I have heard that this is to do with the fact that a particle is also a wave. However, I do not understand why this would cause this. Surely, you could use the formula used for finding the velocity, and then use the formula used to find the position. Even better, why can you not just record this? It just seems to be a very abstract concept to grasp.

Also, yes I have seen the formula, $\sigma_x\sigma_p\ge\frac\hbar2$, but, I still don't understand why this is. Am I simply dense?

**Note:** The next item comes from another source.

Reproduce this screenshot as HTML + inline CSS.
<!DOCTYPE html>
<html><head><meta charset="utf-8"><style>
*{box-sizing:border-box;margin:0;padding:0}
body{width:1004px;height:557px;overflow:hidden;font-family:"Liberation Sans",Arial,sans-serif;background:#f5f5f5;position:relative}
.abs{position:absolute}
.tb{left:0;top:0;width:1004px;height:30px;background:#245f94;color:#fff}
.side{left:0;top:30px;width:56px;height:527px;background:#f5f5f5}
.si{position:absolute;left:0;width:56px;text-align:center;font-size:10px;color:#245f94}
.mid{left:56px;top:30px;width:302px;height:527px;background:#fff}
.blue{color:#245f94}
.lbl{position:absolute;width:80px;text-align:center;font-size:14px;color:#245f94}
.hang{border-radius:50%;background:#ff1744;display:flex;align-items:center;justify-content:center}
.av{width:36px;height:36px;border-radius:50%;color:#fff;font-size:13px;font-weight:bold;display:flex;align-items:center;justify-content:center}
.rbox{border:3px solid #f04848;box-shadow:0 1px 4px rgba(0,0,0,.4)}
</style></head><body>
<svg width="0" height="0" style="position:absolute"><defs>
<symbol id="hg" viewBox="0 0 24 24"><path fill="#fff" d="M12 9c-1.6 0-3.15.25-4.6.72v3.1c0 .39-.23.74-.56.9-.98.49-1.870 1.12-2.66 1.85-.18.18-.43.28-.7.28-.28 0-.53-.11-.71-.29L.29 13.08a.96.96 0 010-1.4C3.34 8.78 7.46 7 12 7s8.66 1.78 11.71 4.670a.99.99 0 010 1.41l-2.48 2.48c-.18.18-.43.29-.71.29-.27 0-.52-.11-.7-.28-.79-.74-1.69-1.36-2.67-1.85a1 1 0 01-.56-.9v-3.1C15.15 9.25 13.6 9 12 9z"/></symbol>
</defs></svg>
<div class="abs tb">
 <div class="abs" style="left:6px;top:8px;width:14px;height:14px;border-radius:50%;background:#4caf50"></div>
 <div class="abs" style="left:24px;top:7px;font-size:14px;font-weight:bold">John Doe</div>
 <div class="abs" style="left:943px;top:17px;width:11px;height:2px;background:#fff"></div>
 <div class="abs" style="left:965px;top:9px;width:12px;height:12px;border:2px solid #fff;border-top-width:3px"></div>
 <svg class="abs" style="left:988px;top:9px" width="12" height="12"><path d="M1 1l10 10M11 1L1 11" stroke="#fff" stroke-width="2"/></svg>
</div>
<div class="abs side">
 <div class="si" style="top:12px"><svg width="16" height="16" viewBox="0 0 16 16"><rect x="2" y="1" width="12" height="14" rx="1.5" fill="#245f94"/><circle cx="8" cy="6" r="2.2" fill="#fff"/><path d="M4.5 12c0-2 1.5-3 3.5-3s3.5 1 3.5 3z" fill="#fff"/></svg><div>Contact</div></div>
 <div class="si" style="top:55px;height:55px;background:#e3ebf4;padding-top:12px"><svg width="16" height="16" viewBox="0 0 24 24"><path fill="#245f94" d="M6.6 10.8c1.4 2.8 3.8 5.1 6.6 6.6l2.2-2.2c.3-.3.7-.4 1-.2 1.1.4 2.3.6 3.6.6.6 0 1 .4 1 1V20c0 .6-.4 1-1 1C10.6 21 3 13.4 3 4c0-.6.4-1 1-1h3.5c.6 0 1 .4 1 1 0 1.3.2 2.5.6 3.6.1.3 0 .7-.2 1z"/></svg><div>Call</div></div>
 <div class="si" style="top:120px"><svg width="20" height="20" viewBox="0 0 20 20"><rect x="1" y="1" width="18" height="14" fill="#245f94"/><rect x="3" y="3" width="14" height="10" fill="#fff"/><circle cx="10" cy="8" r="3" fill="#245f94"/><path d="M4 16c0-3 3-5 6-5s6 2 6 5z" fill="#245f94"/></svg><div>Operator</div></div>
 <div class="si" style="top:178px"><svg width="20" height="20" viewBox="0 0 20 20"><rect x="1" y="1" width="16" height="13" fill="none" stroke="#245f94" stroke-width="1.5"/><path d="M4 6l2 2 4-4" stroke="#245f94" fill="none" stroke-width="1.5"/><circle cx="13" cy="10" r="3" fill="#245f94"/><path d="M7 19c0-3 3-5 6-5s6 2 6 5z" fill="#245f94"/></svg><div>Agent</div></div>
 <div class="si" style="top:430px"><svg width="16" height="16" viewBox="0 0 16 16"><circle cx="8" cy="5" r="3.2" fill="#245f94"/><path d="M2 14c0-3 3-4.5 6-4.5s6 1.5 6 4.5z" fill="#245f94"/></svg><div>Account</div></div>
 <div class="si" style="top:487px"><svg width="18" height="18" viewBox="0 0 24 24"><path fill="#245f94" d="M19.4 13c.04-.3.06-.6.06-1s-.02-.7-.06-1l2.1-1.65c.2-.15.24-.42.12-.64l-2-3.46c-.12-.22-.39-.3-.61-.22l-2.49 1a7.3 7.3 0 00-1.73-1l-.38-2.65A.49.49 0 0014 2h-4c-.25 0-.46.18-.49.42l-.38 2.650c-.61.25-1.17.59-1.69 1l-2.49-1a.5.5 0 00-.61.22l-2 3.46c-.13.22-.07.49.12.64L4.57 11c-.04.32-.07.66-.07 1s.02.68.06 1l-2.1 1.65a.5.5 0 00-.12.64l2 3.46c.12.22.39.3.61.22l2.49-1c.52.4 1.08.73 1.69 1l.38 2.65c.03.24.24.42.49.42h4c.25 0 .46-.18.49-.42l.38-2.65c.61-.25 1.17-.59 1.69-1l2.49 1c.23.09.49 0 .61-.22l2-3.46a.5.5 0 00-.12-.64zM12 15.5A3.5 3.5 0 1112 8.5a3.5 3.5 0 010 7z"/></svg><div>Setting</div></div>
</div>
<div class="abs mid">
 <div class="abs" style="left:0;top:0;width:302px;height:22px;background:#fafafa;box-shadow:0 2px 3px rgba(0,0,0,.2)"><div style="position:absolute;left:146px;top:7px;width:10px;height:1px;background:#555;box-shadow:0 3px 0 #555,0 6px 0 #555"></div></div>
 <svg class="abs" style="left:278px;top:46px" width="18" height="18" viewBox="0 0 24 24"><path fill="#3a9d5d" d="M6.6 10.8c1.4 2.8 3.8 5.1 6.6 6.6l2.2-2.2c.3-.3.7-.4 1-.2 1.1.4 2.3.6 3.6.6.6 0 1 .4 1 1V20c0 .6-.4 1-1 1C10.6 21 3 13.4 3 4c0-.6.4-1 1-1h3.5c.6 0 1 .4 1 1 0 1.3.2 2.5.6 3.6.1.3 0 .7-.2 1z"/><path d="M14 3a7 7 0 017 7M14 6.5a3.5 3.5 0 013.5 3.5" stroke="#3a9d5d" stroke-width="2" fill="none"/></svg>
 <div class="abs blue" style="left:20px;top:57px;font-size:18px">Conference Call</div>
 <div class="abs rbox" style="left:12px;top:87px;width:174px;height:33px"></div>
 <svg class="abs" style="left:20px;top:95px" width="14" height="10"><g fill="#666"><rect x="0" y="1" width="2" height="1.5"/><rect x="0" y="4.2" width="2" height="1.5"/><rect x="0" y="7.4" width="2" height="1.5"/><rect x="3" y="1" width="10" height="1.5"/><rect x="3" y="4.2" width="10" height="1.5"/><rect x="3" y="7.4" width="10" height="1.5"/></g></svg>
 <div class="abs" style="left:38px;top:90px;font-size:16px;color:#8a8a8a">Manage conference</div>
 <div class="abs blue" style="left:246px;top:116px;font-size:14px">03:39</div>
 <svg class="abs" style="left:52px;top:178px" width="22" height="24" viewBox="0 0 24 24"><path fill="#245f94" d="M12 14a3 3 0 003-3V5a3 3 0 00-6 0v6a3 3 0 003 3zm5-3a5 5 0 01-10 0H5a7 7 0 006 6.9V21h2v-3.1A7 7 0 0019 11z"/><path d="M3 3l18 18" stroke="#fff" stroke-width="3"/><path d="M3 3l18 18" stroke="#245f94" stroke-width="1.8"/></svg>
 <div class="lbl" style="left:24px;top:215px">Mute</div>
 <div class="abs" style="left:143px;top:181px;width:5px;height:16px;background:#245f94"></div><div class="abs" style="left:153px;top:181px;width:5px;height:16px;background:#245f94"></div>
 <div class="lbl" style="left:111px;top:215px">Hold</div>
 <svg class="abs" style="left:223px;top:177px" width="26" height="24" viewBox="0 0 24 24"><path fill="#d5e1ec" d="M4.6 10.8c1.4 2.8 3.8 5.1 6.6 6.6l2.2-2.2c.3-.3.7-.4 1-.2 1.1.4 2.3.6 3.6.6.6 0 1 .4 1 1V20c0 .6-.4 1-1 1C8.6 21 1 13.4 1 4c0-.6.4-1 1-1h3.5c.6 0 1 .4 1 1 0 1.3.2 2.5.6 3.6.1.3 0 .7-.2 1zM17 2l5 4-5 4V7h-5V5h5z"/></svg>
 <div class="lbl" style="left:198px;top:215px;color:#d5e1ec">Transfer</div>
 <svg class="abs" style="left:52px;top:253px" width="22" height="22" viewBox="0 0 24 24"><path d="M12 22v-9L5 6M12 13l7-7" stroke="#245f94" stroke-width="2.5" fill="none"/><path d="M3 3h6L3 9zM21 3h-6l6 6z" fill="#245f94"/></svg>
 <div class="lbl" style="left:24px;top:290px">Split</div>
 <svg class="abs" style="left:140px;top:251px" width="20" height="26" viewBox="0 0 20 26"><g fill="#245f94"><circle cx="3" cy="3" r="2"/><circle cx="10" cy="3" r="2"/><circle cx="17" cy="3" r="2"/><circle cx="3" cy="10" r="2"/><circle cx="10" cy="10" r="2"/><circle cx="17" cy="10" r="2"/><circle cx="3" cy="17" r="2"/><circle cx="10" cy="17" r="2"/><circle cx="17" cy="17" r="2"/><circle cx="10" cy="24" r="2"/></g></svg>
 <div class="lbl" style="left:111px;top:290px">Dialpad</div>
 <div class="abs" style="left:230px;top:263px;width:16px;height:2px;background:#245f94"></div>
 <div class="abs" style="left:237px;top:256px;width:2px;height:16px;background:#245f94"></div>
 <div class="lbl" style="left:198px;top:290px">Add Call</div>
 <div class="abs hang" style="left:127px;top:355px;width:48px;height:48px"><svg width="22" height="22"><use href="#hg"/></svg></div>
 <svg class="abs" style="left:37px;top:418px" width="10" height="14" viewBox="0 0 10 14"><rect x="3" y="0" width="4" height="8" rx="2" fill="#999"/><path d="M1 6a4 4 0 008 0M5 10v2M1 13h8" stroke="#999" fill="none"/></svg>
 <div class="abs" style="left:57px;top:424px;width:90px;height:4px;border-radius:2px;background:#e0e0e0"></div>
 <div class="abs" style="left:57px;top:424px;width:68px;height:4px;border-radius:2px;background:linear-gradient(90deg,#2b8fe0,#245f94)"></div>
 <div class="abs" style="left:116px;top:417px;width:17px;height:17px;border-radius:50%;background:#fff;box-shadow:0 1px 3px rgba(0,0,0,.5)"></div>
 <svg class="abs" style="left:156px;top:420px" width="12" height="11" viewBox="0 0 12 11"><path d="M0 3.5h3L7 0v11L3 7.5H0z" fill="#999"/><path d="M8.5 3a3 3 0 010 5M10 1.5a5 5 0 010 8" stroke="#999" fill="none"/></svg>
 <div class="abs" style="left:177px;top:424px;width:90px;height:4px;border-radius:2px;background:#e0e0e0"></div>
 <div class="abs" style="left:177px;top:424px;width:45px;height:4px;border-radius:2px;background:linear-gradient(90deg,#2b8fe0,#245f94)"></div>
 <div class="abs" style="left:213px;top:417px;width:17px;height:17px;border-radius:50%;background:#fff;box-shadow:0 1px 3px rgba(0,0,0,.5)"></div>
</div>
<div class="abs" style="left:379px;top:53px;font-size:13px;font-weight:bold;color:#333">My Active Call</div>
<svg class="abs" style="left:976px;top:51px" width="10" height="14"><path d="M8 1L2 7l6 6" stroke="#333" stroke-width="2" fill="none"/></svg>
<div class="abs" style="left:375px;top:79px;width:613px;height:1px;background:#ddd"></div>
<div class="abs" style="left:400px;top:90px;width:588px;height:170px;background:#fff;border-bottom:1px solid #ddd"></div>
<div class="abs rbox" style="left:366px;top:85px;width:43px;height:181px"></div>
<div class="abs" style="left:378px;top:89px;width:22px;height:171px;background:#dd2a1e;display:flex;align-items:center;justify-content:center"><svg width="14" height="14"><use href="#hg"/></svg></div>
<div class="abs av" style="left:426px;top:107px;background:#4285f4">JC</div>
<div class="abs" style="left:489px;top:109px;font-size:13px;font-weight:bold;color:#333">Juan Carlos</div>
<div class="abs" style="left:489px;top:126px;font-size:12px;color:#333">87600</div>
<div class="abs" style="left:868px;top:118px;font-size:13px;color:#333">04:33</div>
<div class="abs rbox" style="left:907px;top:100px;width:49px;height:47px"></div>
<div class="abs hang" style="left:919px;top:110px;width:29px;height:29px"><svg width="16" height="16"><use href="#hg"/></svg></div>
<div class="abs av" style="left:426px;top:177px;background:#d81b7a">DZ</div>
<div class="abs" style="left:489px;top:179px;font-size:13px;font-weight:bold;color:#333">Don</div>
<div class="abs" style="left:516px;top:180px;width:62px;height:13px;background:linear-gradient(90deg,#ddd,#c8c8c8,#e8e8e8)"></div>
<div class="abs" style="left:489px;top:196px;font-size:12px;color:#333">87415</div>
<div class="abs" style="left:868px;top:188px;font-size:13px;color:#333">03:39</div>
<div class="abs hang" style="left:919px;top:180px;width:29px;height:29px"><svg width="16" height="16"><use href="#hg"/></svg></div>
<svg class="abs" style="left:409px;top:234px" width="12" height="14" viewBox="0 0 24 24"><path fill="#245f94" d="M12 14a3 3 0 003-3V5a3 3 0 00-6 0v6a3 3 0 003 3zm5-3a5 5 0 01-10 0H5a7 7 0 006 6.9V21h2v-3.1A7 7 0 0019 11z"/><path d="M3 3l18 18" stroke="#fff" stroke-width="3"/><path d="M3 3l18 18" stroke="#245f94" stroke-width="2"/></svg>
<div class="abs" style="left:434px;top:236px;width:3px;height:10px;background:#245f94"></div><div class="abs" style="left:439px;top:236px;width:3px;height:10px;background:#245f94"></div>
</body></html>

Disclaimer: I am not particularly experienced in physics, and I am just about to begin year 10, and I have began to start reading some books about physics in preparation. I am currently reading "The Feynman Lectures On Physics Vol. 1". This may be why I am more likely to not know about certain other parts of physics and perhaps math that may be necessary for this.

Answer 1

The answer is that the wave changes shape depending upon how it interacts with things. Sometimes the wave is very spread out and sometimes it is very localised. When it is spread out you can't say exactly where it is, obviously, and when it is vey localised it doesn't have a well-defined wavelength, and since the particle's velocity is determined by the wavelength of the associated wave, that means it doesn't have a well defined velocity when the wave is localised.

So, in a nutshell, when the wave is very localised it has a well-defined position but no definite wavelength (which equates to the velocity) and when the wave has a very well-defined wavelength (velocity) it doesn't have a well-defined position.

Incidentally, you shouldn't really think of the wave as being the particle. The wave is a mathematical function that encodes information about the position and momentum of the particle. The momentum is related to the wavelength of the function, and the position is given just as a probability as a function of the amplitude of the wave at any point in space.

Clearly you can record a particle's position and then measure its velocity, but the point is that when you measure its velocity it is no longer is in the position it was in when you recorded it. Likewise you can measure and record its velocity and then perform an experiment which nails down its position, but by performing the experiment you change the shape of the wave which means the particle no longer has the velocity you recorded.

What is especially lovely about quantum mechanics when you get into it is the way that the probabilities of getting specific experimental results arise from interrelationships between things known as eigenfunctions of operators. The idea is too complicated to explain slowly here, but it is very sweet when you get to understand it.